* Start Supplied material *
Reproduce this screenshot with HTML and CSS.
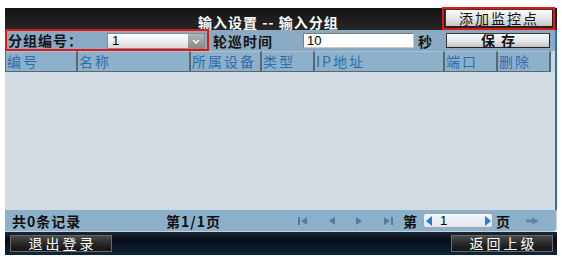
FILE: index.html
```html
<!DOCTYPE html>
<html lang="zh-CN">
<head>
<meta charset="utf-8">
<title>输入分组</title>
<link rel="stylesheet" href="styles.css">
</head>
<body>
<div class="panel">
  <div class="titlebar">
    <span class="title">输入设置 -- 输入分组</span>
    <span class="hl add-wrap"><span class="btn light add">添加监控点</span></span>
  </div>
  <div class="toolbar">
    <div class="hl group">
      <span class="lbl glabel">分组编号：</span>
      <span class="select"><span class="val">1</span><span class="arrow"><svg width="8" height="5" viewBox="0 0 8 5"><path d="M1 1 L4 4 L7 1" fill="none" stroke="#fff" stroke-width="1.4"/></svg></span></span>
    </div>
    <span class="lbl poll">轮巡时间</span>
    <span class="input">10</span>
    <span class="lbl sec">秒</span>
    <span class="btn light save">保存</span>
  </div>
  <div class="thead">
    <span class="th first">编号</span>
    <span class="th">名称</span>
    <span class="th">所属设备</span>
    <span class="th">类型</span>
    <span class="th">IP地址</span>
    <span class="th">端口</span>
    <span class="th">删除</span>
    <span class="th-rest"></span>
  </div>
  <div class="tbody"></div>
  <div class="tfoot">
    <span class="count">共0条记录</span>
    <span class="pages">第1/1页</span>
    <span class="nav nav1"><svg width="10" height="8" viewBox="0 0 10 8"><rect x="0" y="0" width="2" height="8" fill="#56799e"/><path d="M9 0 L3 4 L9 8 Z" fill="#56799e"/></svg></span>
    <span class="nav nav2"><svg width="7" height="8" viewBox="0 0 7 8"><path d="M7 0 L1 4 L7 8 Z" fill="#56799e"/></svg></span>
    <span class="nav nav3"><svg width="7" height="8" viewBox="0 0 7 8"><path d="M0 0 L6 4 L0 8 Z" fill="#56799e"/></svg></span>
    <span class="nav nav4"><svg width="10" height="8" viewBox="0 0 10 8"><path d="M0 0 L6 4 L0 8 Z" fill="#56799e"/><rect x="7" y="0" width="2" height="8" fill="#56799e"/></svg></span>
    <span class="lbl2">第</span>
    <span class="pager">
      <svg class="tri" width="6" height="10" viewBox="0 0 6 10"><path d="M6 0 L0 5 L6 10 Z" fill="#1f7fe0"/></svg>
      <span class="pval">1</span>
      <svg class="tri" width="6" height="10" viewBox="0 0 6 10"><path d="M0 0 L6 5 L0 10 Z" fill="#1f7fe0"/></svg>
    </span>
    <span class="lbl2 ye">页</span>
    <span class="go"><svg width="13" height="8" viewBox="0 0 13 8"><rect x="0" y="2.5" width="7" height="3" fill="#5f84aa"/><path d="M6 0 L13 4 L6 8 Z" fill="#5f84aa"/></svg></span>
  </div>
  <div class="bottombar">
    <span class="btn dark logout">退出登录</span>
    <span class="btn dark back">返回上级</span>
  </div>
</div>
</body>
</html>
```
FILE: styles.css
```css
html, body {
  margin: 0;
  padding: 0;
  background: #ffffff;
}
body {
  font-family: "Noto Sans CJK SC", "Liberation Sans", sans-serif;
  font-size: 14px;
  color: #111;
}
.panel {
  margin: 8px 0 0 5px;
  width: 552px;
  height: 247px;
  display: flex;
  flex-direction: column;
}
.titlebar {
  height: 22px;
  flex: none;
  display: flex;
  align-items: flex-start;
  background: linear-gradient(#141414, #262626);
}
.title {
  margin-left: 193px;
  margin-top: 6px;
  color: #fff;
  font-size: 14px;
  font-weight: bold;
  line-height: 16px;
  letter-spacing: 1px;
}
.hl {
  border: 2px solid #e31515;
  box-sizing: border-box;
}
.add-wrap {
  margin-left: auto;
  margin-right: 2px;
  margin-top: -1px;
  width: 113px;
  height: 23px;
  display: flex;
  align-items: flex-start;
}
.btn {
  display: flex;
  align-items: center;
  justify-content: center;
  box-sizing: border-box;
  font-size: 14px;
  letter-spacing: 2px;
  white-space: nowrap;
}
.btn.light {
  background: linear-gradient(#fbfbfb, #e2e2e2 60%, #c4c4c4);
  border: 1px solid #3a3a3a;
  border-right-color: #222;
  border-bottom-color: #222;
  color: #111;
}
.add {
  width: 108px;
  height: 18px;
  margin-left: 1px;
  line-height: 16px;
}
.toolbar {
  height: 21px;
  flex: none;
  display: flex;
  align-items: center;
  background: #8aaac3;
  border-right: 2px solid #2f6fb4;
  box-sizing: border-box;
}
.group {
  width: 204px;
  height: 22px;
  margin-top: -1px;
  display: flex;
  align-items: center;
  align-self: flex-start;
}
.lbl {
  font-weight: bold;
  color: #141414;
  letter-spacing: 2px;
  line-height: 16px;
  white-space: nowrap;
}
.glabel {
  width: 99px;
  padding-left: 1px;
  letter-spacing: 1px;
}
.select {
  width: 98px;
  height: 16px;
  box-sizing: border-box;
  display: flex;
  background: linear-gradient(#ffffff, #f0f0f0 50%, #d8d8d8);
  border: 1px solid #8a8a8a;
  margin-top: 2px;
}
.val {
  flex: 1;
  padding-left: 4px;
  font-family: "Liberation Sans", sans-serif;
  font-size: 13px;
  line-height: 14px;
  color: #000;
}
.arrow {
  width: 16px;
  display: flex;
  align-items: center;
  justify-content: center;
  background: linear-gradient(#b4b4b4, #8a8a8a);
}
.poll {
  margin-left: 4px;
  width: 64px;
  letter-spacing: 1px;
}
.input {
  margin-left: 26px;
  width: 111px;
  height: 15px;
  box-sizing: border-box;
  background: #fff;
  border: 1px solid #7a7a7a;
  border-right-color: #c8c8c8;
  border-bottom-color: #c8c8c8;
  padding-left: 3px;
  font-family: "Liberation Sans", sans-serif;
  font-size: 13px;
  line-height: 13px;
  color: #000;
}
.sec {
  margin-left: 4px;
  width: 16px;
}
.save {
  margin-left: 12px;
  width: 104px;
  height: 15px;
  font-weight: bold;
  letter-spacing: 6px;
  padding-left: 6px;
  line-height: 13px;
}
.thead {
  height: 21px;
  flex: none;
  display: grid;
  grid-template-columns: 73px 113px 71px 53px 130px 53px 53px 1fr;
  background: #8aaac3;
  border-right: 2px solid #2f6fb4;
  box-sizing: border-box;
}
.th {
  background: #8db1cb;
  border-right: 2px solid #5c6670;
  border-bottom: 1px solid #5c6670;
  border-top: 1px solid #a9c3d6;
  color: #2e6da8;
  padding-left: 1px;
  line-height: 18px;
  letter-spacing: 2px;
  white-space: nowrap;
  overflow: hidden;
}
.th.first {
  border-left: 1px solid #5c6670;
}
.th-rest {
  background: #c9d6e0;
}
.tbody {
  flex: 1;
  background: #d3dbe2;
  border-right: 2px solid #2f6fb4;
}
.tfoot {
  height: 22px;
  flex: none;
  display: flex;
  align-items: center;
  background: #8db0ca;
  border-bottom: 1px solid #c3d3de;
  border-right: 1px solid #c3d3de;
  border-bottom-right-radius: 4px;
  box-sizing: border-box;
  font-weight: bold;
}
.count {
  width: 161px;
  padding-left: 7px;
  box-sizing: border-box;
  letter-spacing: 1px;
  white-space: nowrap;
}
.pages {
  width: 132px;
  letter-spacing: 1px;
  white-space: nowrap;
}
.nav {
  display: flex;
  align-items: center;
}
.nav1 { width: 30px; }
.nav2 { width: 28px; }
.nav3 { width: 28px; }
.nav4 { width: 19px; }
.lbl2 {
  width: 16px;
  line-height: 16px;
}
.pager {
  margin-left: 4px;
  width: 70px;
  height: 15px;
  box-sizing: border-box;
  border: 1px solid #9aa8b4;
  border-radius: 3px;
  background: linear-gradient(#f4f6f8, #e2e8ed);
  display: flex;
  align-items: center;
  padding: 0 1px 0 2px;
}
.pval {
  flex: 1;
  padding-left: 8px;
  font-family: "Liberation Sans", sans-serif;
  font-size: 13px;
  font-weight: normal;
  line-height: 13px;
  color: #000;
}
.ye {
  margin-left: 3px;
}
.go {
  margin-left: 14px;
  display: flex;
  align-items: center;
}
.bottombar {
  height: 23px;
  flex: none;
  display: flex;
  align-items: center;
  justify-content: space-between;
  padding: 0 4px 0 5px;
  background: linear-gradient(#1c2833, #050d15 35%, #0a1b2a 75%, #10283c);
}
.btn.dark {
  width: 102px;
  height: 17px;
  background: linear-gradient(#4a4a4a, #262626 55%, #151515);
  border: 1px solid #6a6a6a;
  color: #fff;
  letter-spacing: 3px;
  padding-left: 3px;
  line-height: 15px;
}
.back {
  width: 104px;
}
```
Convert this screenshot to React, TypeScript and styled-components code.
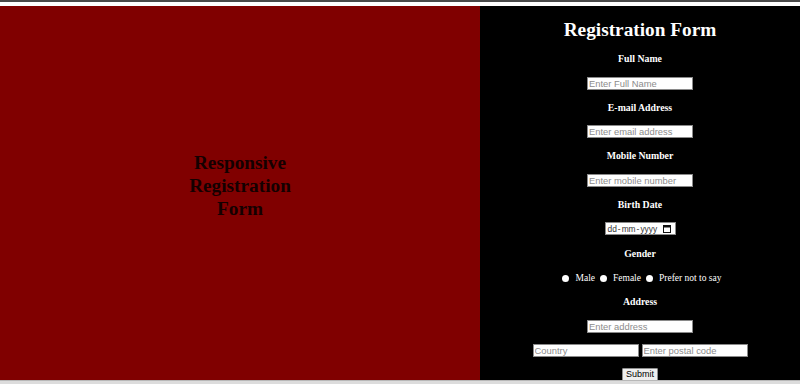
* End Supplied material *
- What you are asked to do
Copy down every line of the material above that includes the string "this".

- Exercise result
Reproduce this screenshot with HTML and CSS.
Convert this screenshot to React, TypeScript and styled-components code.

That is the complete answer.